YOUR GOAL
Only lines holding the word "this" should be copied from the material.

Stored records
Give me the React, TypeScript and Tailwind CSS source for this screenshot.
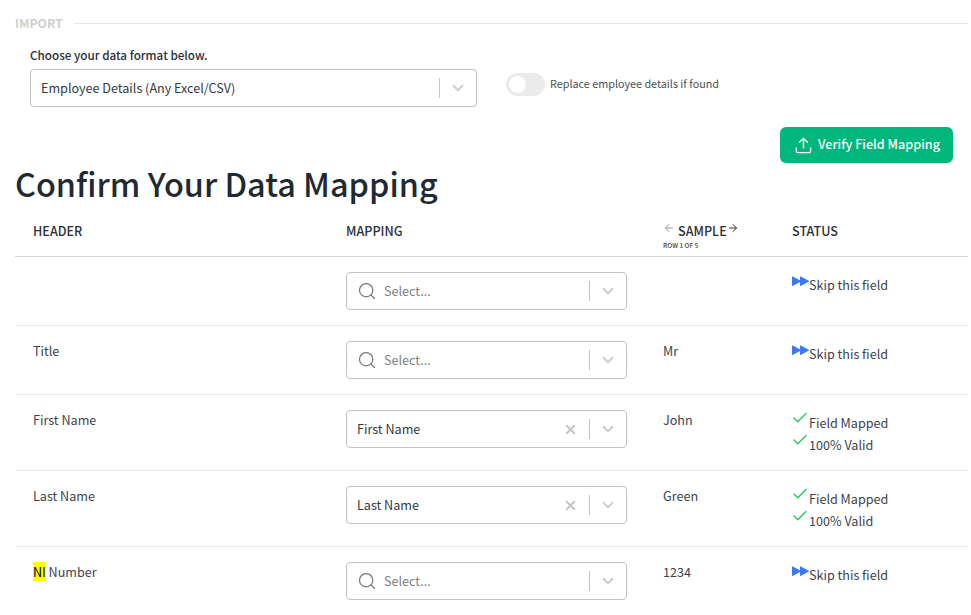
import { ChevronDown, Search, X, Check, ArrowLeft, ArrowRight, Upload } from "lucide-react";
import type { ReactNode } from "react";

const font = "font-['Noto_Sans_CJK_JP','Source_Sans_Pro',sans-serif]";
const gridCols = "grid grid-cols-[313px_317px_129px_1fr] pl-[18px]";

function Chevron() {
  return (
    <div className="flex items-center gap-[9px]">
      <span className="h-5 w-px bg-[#c4c4c4]" />
      <ChevronDown className="h-[18px] w-[18px] text-[#cccccc]" strokeWidth={2.5} />
    </div>
  );
}

function MapSelect({ value }: { value?: string }) {
  return (
    <div className="flex h-[38px] w-[281px] items-center justify-between rounded border border-[#c2c2c2] bg-white pr-[9px]">
      {value ? (
        <span className="pl-[10px] text-[12.6px] text-[#333a42]">{value}</span>
      ) : (
        <div className="flex items-center gap-[7px] pl-[10px]">
          <Search className="h-[20px] w-[20px] text-[#777]" strokeWidth={1.5} />
          <span className="text-[12.6px] text-[#808080]">Select...</span>
        </div>
      )}
      <div className="flex items-center gap-[11px]">
        {value && <X className="h-[15px] w-[15px] text-[#c4c4c4]" strokeWidth={3} />}
        <Chevron />
      </div>
    </div>
  );
}

function Skip() {
  return (
    <div className="flex items-start pt-[3px]">
      <svg width="17" height="11" viewBox="0 0 17 11" className="mt-[1px] shrink-0">
        <path d="M0.5 0.8 8.5 5.2 0.5 9.6Z M8.5 0.8 16.5 5.2 8.5 9.6Z" fill="#3b78f2" stroke="#3b78f2" strokeLinejoin="round" strokeWidth="1" />
      </svg>
      <span className="text-[12.6px] leading-[20px] text-[#3d434b]">Skip this field</span>
    </div>
  );
}

function Mapped() {
  return (
    <div className="flex flex-col gap-[2px] pt-[3px]">
      {["Field Mapped", "100% Valid"].map((t) => (
        <div key={t} className="flex items-start">
          <Check className="mt-[-4px] h-[18px] w-[18px] shrink-0 -ml-px text-[#22c55e]" strokeWidth={1.75} />
          <span className="text-[12.6px] leading-[20px] text-[#3d434b]">{t}</span>
        </div>
      ))}
    </div>
  );
}

function Row({ name, value, sample, status, tall }: { name: ReactNode; value?: string; sample?: string; status: ReactNode; tall?: boolean }) {
  return (
    <div className={`${gridCols} border-b border-[#eaeaea] pt-[15px] ${tall ? "h-[76px]" : "h-[69px]"}`}>
      <div className="text-[12.6px] leading-[20px] text-[#3d434b]">{name}</div>
      <MapSelect value={value} />
      <div className="text-[12.6px] leading-[20px] text-[#3d434b]">{sample}</div>
      {status}
    </div>
  );
}

export default function App() {
  return (
    <div className={`${font} h-[615px] w-[971px] overflow-hidden bg-white pl-[15px] pr-[3px]`}>
      <div className="flex items-center gap-[11px] pt-[14px]">
        <span className="text-[12.2px] leading-[19px] font-bold text-[#cfcfcf]">IMPORT</span>
        <span className="h-px flex-1 bg-[#e6e6e6]" />
      </div>

      <div className="pl-[15px] pt-[12px]">
        <div className="text-[11.7px] leading-[19px] font-medium text-[#2b3038]">Choose your data format below.</div>
        <div className="mt-[5px] flex items-center">
          <div className="flex h-[38px] w-[447px] items-center justify-between rounded border border-[#c2c2c2] pl-[10px] pr-[9px]">
            <span className="text-[12.6px] text-[#333a42]">Employee Details (Any Excel/CSV)</span>
            <Chevron />
          </div>
          <div className="mb-[8px] ml-[29px] flex items-center">
            <div className="h-[23px] w-[39px] rounded-full bg-[#ebebeb] p-[3px]">
              <div className="h-[17px] w-[17px] rounded-full bg-white" />
            </div>
            <span className="mb-[2px] ml-[5px] text-[10.8px] text-[#4a4f57]">Replace employee details if found</span>
          </div>
        </div>
      </div>

      <div className="flex justify-end pr-[15px] pt-[20px]">
        <div className="flex h-[36px] w-[173px] items-center whitespace-nowrap rounded-md bg-[#00b67a] pl-[14px] text-[12.6px] font-medium text-white">
          <Upload className="mr-[5px] h-[19px] w-[19px]" strokeWidth={1.75} />
          <span className="mb-[2px]">Verify Field Mapping</span>
        </div>
      </div>

      <h1 className="mt-[-3px] text-[32.4px] leading-[46px] font-medium text-[#212932]">Confirm Your Data Mapping</h1>

      <div className={`${gridCols} mt-[6px] h-[45px] border-b border-[#d9d9d9] pt-[9px] text-[12.6px] font-medium text-[#2b3038]`}>
        <div className="leading-[20px]">HEADER</div>
        <div className="leading-[20px]">MAPPING</div>
        <div>
          <div className="flex items-start leading-[20px]">
            <ArrowLeft className="mt-[1px] mr-[3px] h-3 w-3 text-[#999]" />
            SAMPLE
            <ArrowRight className="mt-[1px] h-3 w-3 text-[#333]" />
          </div>
          <div className="text-[6.5px] leading-[8px] font-medium text-[#444]">ROW 1 OF 5</div>
        </div>
        <div className="leading-[20px]">STATUS</div>
      </div>

      <Row name="" status={<Skip />} />
      <Row name="Title" sample="Mr" status={<Skip />} />
      <Row name="First Name" value="First Name" sample="John" status={<Mapped />} tall />
      <Row name="Last Name" value="Last Name" sample="Green" status={<Mapped />} tall />
      <Row
        name={<><mark className="bg-[#ffff00] text-black">NI</mark> Number</>}
        sample="1234"
        status={<Skip />}
      />
    </div>
  );
}
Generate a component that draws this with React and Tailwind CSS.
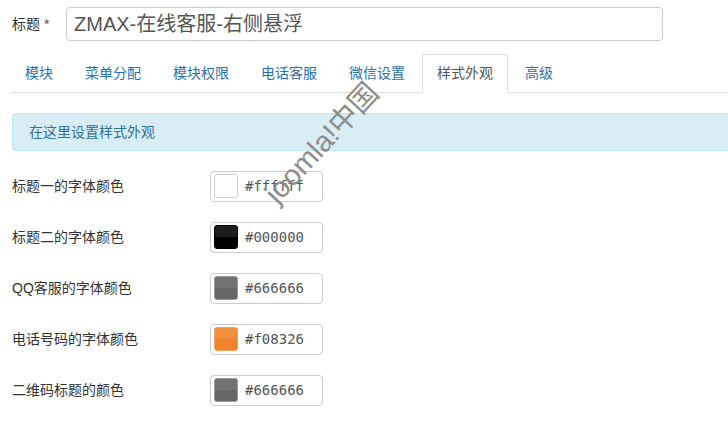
import React from 'react';

const font = 'font-["Liberation_Sans","Noto_Sans_CJK_SC",sans-serif]';

const tabs = ['模块', '菜单分配', '模块权限', '电话客服', '微信设置', '样式外观', '高级'];

const colorRows = [
    { label: '标题一的字体颜色', value: '#ffffff', swatch: 'bg-white border-[#ccc]', shade: 'bg-white' },
    { label: '标题二的字体颜色', value: '#000000', swatch: 'bg-black border-black', shade: 'bg-[#1c1c1c]' },
    { label: 'QQ客服的字体颜色', value: '#666666', swatch: 'bg-[#666666] border-[#999]', shade: 'bg-[#727272]' },
    { label: '电话号码的字体颜色', value: '#f08326', swatch: 'bg-[#f08326] border-[#f3a060]', shade: 'bg-[#f28f3c]' },
    { label: '二维码标题的颜色', value: '#666666', swatch: 'bg-[#666666] border-[#999]', shade: 'bg-[#727272]' },
];

const ColorRow = ({ row }) => (
    <div className="flex items-center h-[30px]">
        <div className="w-[198px] text-[14px] leading-[20px] text-[#333]">{row.label}</div>
        <div className="flex items-center w-[113px] h-[31px] border border-[#ccc] rounded-[4px] bg-white pl-[3px]">
            <div className={`flex flex-col w-[24px] h-[24px] rounded-[3px] border overflow-hidden ${row.swatch}`}>
                <div className={`h-1/2 ${row.shade}`} />
            </div>
            <span className='ml-[7px] text-[14px] text-[#555] font-["DejaVu_Sans_Mono",monospace]'>{row.value}</span>
        </div>
    </div>
);

export default function App() {
    return (
        <div className={`relative w-[728px] h-[435px] overflow-hidden bg-white pl-[12px] pt-[7px] ${font}`}>
            {/* title */}
            <div className="flex items-center">
                <div className="w-[54px] text-[14px] leading-[20px] text-[#333]">
                    标题 <span className="text-[#555]">*</span>
                </div>
                <div className="flex items-center w-[597px] h-[34px] border border-[#ccc] rounded-[4px] pl-[7px]">
                    <span className="text-[20px] leading-[24px] text-[#555]">ZMAX-在线客服-右侧悬浮</span>
                </div>
            </div>

            {/* tabs */}
            <div className="mt-[13px] border-b border-[#ddd]">
                <div className="flex -ml-[2px]">
                    {tabs.map((t) => {
                        const active = t === '样式外观';
                        return (
                            <div
                                key={t}
                                className={`mr-[2px] -mb-px px-[14px] h-[39px] flex items-center text-[14px] rounded-t-[4px] border ${
                                    active
                                        ? 'bg-white border-[#ddd] border-b-white text-[#555]'
                                        : 'border-transparent text-[#2a6fae]'
                                }`}
                            >
                                {t}
                            </div>
                        );
                    })}
                </div>
            </div>

            {/* alert */}
            <div className="mt-[20px] h-[38px] flex items-center pl-[16px] bg-[#d9edf7] border border-[#bce8f1] border-r-0 rounded-l-[4px] text-[14px] text-[#31708f]">
                在这里设置样式外观
            </div>

            {/* color rows */}
            <div className="mt-[20px] flex flex-col gap-[21px]">
                {colorRows.map((r, i) => (
                    <ColorRow key={i} row={r} />
                ))}
            </div>

            {/* watermark */}
            <div className="absolute left-[322px] top-[143px] -translate-x-1/2 -translate-y-1/2 -rotate-[47deg] whitespace-nowrap text-[29px] leading-none text-[#8c8c8c] pointer-events-none">
                joomla!中国
            </div>
        </div>
    );
}
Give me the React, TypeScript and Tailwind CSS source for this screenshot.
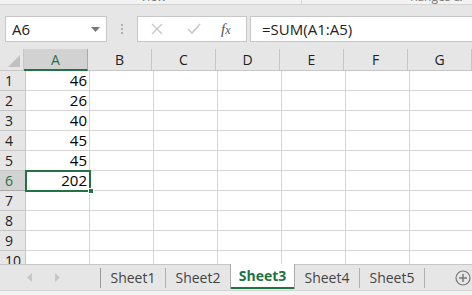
import React from "react";

const cols = ["A", "B", "C", "D", "E", "F", "G"];
const values: Record<number, string> = { 1: "46", 2: "26", 3: "40", 4: "45", 5: "45", 6: "202" };

export default function App() {
  const font = { fontFamily: '"Open Sans", "Noto Sans", sans-serif' };
  return (
    <div className="w-[472px] h-[295px] overflow-hidden bg-[#e6e6e6] relative" style={font}>
      {/* top strip */}
      <div className="h-[5px] bg-[#f3f3f3] border-b border-[#d4d4d4] relative overflow-hidden">
        <span className="absolute left-[140px] top-[-9px] text-[12px] text-[#7a7a7a] leading-[12px]">View</span>
        <span className="absolute left-[410px] top-[-9px] text-[12px] text-[#7a7a7a] leading-[12px]">Ranges &amp;</span>
        <div className="absolute left-[301px] top-0 w-px h-full bg-[#d4d4d4]" />
      </div>
      {/* formula bar */}
      <div className="h-[44px] flex items-start pt-[11px] pl-[5px]">
        <div className="w-[102px] h-[26px] bg-white border border-[#c6c6c6] flex items-center justify-between pl-[6px] pr-[6px]">
          <span className="text-[15px] text-[#222]">A6</span>
          <svg width="9" height="5" viewBox="0 0 9 5"><path d="M0 0 L9 0 L4.5 5 Z" fill="#777" /></svg>
        </div>
        <div className="w-[30px] h-[26px] flex flex-col items-center justify-center gap-[2px]">
          <div className="w-[2px] h-[2px] bg-[#b0b0b0]" />
          <div className="w-[2px] h-[2px] bg-[#b0b0b0]" />
          <div className="w-[2px] h-[2px] bg-[#b0b0b0]" />
        </div>
        <div className="w-[110px] h-[26px] bg-white border border-[#c6c6c6] flex items-center">
          <svg className="ml-[13px]" width="12" height="12" viewBox="0 0 12 12"><path d="M1 1 L11 11 M11 1 L1 11" stroke="#c8c8c8" strokeWidth="1.4" /></svg>
          <svg className="ml-[24px]" width="14" height="12" viewBox="0 0 14 12"><path d="M1 6 L5 10 L13 1" stroke="#c8c8c8" strokeWidth="1.6" fill="none" /></svg>
          <span className="ml-[20px] text-[15px] italic text-[#555]" style={{ fontFamily: '"Liberation Serif", serif' }}>f<span className="text-[12px]">x</span></span>
        </div>
        <div className="ml-[3px] flex-1 h-[26px] bg-white border border-[#c6c6c6] border-r-0 flex items-center pl-[11px]">
          <span className="text-[15px] text-[#222]">=SUM(A1:A5)</span>
        </div>
      </div>
      {/* grid */}
      <div className="h-[215px] overflow-hidden bg-white relative">
        {/* header row */}
        <div className="flex h-[22px] bg-[#e6e6e6]">
          <div className="w-[26px] h-full border-r border-b border-[#c6c6c6] relative">
            <svg className="absolute right-[3px] bottom-[3px]" width="12" height="12" viewBox="0 0 12 12"><path d="M12 0 L12 12 L0 12 Z" fill="#c0c0c0" /></svg>
          </div>
          {cols.map((c, i) => (
            <div
              key={c}
              className={
                i === 0
                  ? "w-[64px] shrink-0 h-full bg-[#d2d2d2] border-r border-[#ababab] border-b-2 border-b-[#217346] flex items-center justify-center text-[14px] text-[#217346]"
                  : "w-[64px] shrink-0 h-full border-r border-b border-[#c6c6c6] flex items-center justify-center text-[14px] text-[#222]"
              }
            >
              {c}
            </div>
          ))}
        </div>
        {Array.from({ length: 10 }, (_, r) => r + 1).map((r) => (
          <div key={r} className="flex h-[20px]">
            <div
              className={
                r === 6
                  ? "w-[26px] shrink-0 h-full bg-[#d2d2d2] border-r border-b border-[#ababab] flex items-center pl-[5px] text-[14px] text-[#217346]"
                  : "w-[26px] shrink-0 h-full bg-[#e6e6e6] border-r border-b border-[#c6c6c6] flex items-center pl-[5px] text-[14px] text-[#222]"
              }
            >
              {r}
            </div>
            {cols.map((c, i) => (
              <div key={c} className="w-[64px] shrink-0 h-full border-r border-b border-[#d4d4d4] flex items-center justify-end pr-[2px] text-[15px] text-black">
                {i === 0 ? values[r] ?? "" : ""}
              </div>
            ))}
          </div>
        ))}
        {/* selection */}
        <div className="absolute left-[25px] top-[121px] w-[66px] h-[22px] border-2 border-[#217346]" />
        <div className="absolute left-[88px] top-[139px] w-[6px] h-[6px] bg-[#217346] border border-white" />
      </div>
      {/* tab bar */}
      <div className="h-[26px] flex border-t border-[#c6c6c6] bg-[#e6e6e6]">
        <div className="w-[100px] h-full flex items-center">
          <svg className="ml-[27px]" width="5" height="9" viewBox="0 0 5 9"><path d="M5 0 L0 4.5 L5 9 Z" fill="#c6c6c6" /></svg>
          <svg className="ml-[23px]" width="5" height="9" viewBox="0 0 5 9"><path d="M0 0 L5 4.5 L0 9 Z" fill="#c6c6c6" /></svg>
        </div>
        <div className="w-px h-[20px] mt-[3px] bg-[#9a9a9a]" />
        {["Sheet1", "Sheet2", "Sheet3", "Sheet4", "Sheet5"].map((s) =>
          s === "Sheet3" ? (
            <div key={s} className="w-[65px] h-[25px] -mt-px bg-white border-x border-[#ababab] flex flex-col items-center">
              <div className="flex-1 flex items-center text-[14px] font-bold text-[#217346]">{s}</div>
              <div className="w-full h-[2px] bg-[#217346]" />
            </div>
          ) : (
            <div key={s} className="flex h-full">
              <div className="w-[64px] h-full flex items-center justify-center text-[14px] text-[#444]">{s}</div>
              {s !== "Sheet2" && <div className="w-px h-[20px] mt-[3px] bg-[#b0b0b0]" />}
            </div>
          )
        )}
        <div className="flex-1 flex items-center justify-end pr-[1px]">
          <svg width="16" height="16" viewBox="0 0 16 16">
            <circle cx="8" cy="8" r="7" fill="none" stroke="#777" strokeWidth="1.2" />
            <path d="M8 4 V12 M4 8 H12" stroke="#777" strokeWidth="1.5" />
          </svg>
        </div>
      </div>
      <div className="h-[5px] bg-[#f3f3f3] border-t border-[#d4d4d4]" />
    </div>
  );
}
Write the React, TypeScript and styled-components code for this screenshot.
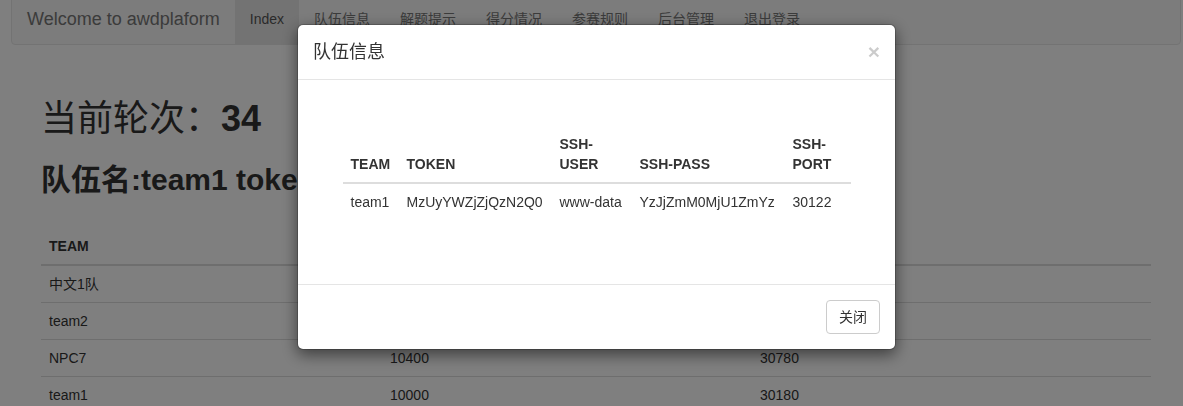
import React from "react";
import styled, { createGlobalStyle } from "styled-components";

const GlobalStyle = createGlobalStyle`
  html, body {
    margin: 0;
    padding: 0;
    background: #fff;
  }
  body {
    font-family: "Liberation Sans", Arial, "Noto Sans CJK SC", sans-serif;
    font-size: 14px;
    line-height: 1.42857;
    color: #333;
    overflow: hidden;
  }
  * { box-sizing: border-box; }
`;

const Page = styled.div`
  margin-top: -7px;
  padding: 0 2px 0 11px;
`;

const Navbar = styled.nav`
  display: flex;
  align-items: stretch;
  min-height: 52px;
  background: #f8f8f8;
  border: 1px solid #e7e7e7;
  border-radius: 4px;
`;

const Brand = styled.a`
  display: block;
  padding: 15px;
  height: 50px;
  font-size: 18px;
  line-height: 20px;
  color: #777;
  text-decoration: none;
`;

const NavList = styled.ul`
  display: flex;
  margin: 0;
  padding: 0;
  list-style: none;
`;

const NavLink = styled.a<{ $active?: boolean }>`
  display: block;
  padding: 15px;
  line-height: 20px;
  font-size: 14px;
  color: ${(p) => (p.$active ? "#555" : "#777")};
  background: ${(p) => (p.$active ? "#e7e7e7" : "transparent")};
  text-decoration: none;
`;

const Content = styled.main`
  margin: 0 30px;
`;

const RoundTitle = styled.h1`
  margin: 54px 0 0;
  font-size: 36px;
  font-weight: 400;
  line-height: 1.1;
  strong {
    font-weight: 700;
  }
`;

const TeamTitle = styled.h2`
  margin: 24px 0 0;
  font-size: 30px;
  font-weight: 700;
  line-height: 1.1;
  white-space: nowrap;
`;

const ScoreTable = styled.table`
  width: 100%;
  margin-top: 32px;
  border-collapse: collapse;
  table-layout: fixed;
`;

const Th = styled.th<{ $w?: number }>`
  width: ${(p) => (p.$w ? `${p.$w}px` : "auto")};
  padding: 8px;
  text-align: left;
  vertical-align: bottom;
  font-weight: 700;
  line-height: 20px;
  text-transform: uppercase;
  border-bottom: 2px solid #ddd;
`;

const Td = styled.td`
  padding: 8px;
  line-height: 20px;
  vertical-align: top;
  border-top: 1px solid #ddd;
  white-space: nowrap;
`;

const Backdrop = styled.div`
  position: fixed;
  inset: 0;
  background: rgba(0, 0, 0, 0.5);
`;

const Dialog = styled.div`
  position: absolute;
  left: 297px;
  top: 24px;
  width: 599px;
  background: #fff;
  border: 1px solid rgba(0, 0, 0, 0.2);
  border-radius: 6px;
  box-shadow: 0 5px 15px rgba(0, 0, 0, 0.5);
  background-clip: padding-box;
`;

const DialogHeader = styled.div`
  display: flex;
  align-items: center;
  justify-content: space-between;
  padding: 15px;
  border-bottom: 1px solid #e5e5e5;
`;

const DialogTitle = styled.h4`
  margin: 0;
  font-size: 18px;
  font-weight: 400;
  line-height: 24px;
`;

const CloseButton = styled.button`
  padding: 0;
  margin-top: -2px;
  border: 0;
  background: transparent;
  font-family: inherit;
  font-size: 21px;
  font-weight: 700;
  line-height: 1;
  color: #000;
  opacity: 0.2;
  cursor: pointer;
`;

const DialogBody = styled.div`
  padding: 15px;
`;

const InfoTable = styled.table`
  width: 508px;
  margin: 31px auto 49px;
  border-collapse: collapse;
  table-layout: fixed;
`;

const DialogFooter = styled.div`
  display: flex;
  justify-content: flex-end;
  padding: 15px;
  border-top: 1px solid #e5e5e5;
`;

const Button = styled.button`
  padding: 6px 12px;
  font-family: inherit;
  font-size: 14px;
  line-height: 20px;
  color: #333;
  background: #fff;
  border: 1px solid #ccc;
  border-radius: 4px;
  cursor: pointer;
`;

const navItems = ["Index", "队伍信息", "解题提示", "得分情况", "参赛规则", "后台管理", "退出登录"];

const scores = [
  { team: "中文1队", score: "10800", total: "31180" },
  { team: "team2", score: "10600", total: "30980" },
  { team: "NPC7", score: "10400", total: "30780" },
  { team: "team1", score: "10000", total: "30180" },
];

export default function App() {
  return (
    <>
      <GlobalStyle />
      <Page>
        <Navbar>
          <Brand href="#">Welcome to awdplaform</Brand>
          <NavList>
            {navItems.map((item, i) => (
              <li key={item}>
                <NavLink href="#" $active={i === 0}>
                  {item}
                </NavLink>
              </li>
            ))}
          </NavList>
        </Navbar>
        <Content>
          <RoundTitle>
            当前轮次：<strong>34</strong>
          </RoundTitle>
          <TeamTitle>队伍名:team1 token</TeamTitle>
          <ScoreTable>
            <thead>
              <tr>
                <Th $w={341}>team</Th>
                <Th $w={370}>score</Th>
                <Th>total</Th>
              </tr>
            </thead>
            <tbody>
              {scores.map((r) => (
                <tr key={r.team}>
                  <Td>{r.team}</Td>
                  <Td>{r.score}</Td>
                  <Td>{r.total}</Td>
                </tr>
              ))}
            </tbody>
          </ScoreTable>
        </Content>
      </Page>
      <Backdrop>
        <Dialog role="dialog">
          <DialogHeader>
            <DialogTitle>队伍信息</DialogTitle>
            <CloseButton aria-label="Close">×</CloseButton>
          </DialogHeader>
          <DialogBody>
            <InfoTable>
              <thead>
                <tr>
                  <Th $w={56}>team</Th>
                  <Th $w={153}>token</Th>
                  <Th $w={80}>ssh-user</Th>
                  <Th $w={153}>ssh-pass</Th>
                  <Th $w={66}>ssh-port</Th>
                </tr>
              </thead>
              <tbody>
                <tr>
                  <Td>team1</Td>
                  <Td>MzUyYWZjZjQzN2Q0</Td>
                  <Td>www-data</Td>
                  <Td>YzJjZmM0MjU1ZmYz</Td>
                  <Td>30122</Td>
                </tr>
              </tbody>
            </InfoTable>
          </DialogBody>
          <DialogFooter>
            <Button>关闭</Button>
          </DialogFooter>
        </Dialog>
      </Backdrop>
    </>
  );
}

COMPLETE ANSWER
Give me the React, TypeScript and Tailwind CSS source for this screenshot.
      <span className="text-[12.6px] leading-[20px] text-[#3d434b]">Skip this field</span>
Generate a component that draws this with React and Tailwind CSS.
Give me the React, TypeScript and Tailwind CSS source for this screenshot.
Write the React, TypeScript and styled-components code for this screenshot.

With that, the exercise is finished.